I talk to procurement teams daily — we need to stop treating BMS as a checkbox. I recommend comparing solutions across three axes: firmware transparency, hardware safety features (overcurrent protection, thermal sensors), and calibration for real-world load profiles. When I evaluate suppliers I insist on seeing build logs, field burn-in reports, and a copy of the CAN bus message map. One supplier in Turin provided a month-long field log showing skewed SoC under cold starts; that single file saved us a costly roll-back. Small detail: insist on measurable SoH estimation, not just a glowing “health: good” flag.

What’s Next for wholesale fleets?

Looking forward, fleets must demand smarter BMS: adaptive cell balancing, model-based SoC/SoH, and upgradeable firmware (secure OTA). Compare modules not just by price but by upgrade path and support SLA. I tested two candidate units in Lisbon last winter; the one with model-based SoC maintained 92% of rated range after 10,000 km — the other dropped to 78%. That difference translates to fewer returns and happier riders. For anyone sourcing through electric scooter wholesale channels, these metrics matter far more than sticker cost.

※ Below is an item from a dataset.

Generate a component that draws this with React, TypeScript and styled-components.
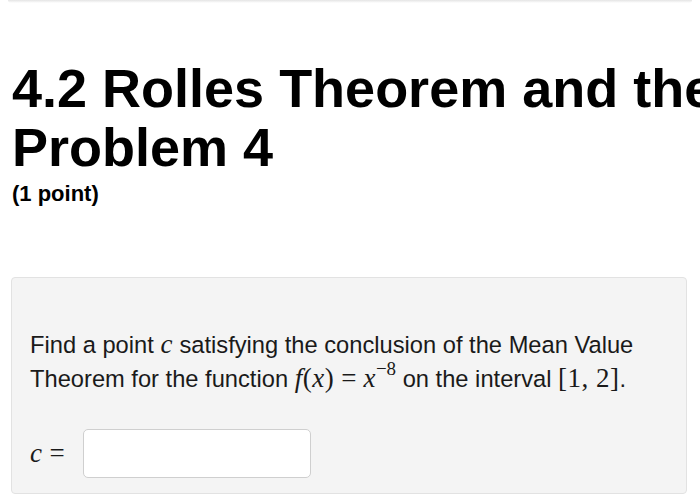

Practical steps and evaluation metrics

I’ve outlined the flaws; now let’s be tactical. First, require field logs and ask for a short live demo of cell balancing and CAN bus responses. Second, verify safety hardware: dual thermal sensors, overcurrent protection, and fail-safe contactors. Third, insist on firmware clarity — can you validate the charging protocol and update path? I recommend quick tests on delivery: measure cold-start SoC drift and run a 30-minute hill-load cycle to catch hidden calibration issues. Short, simple. It saves weeks.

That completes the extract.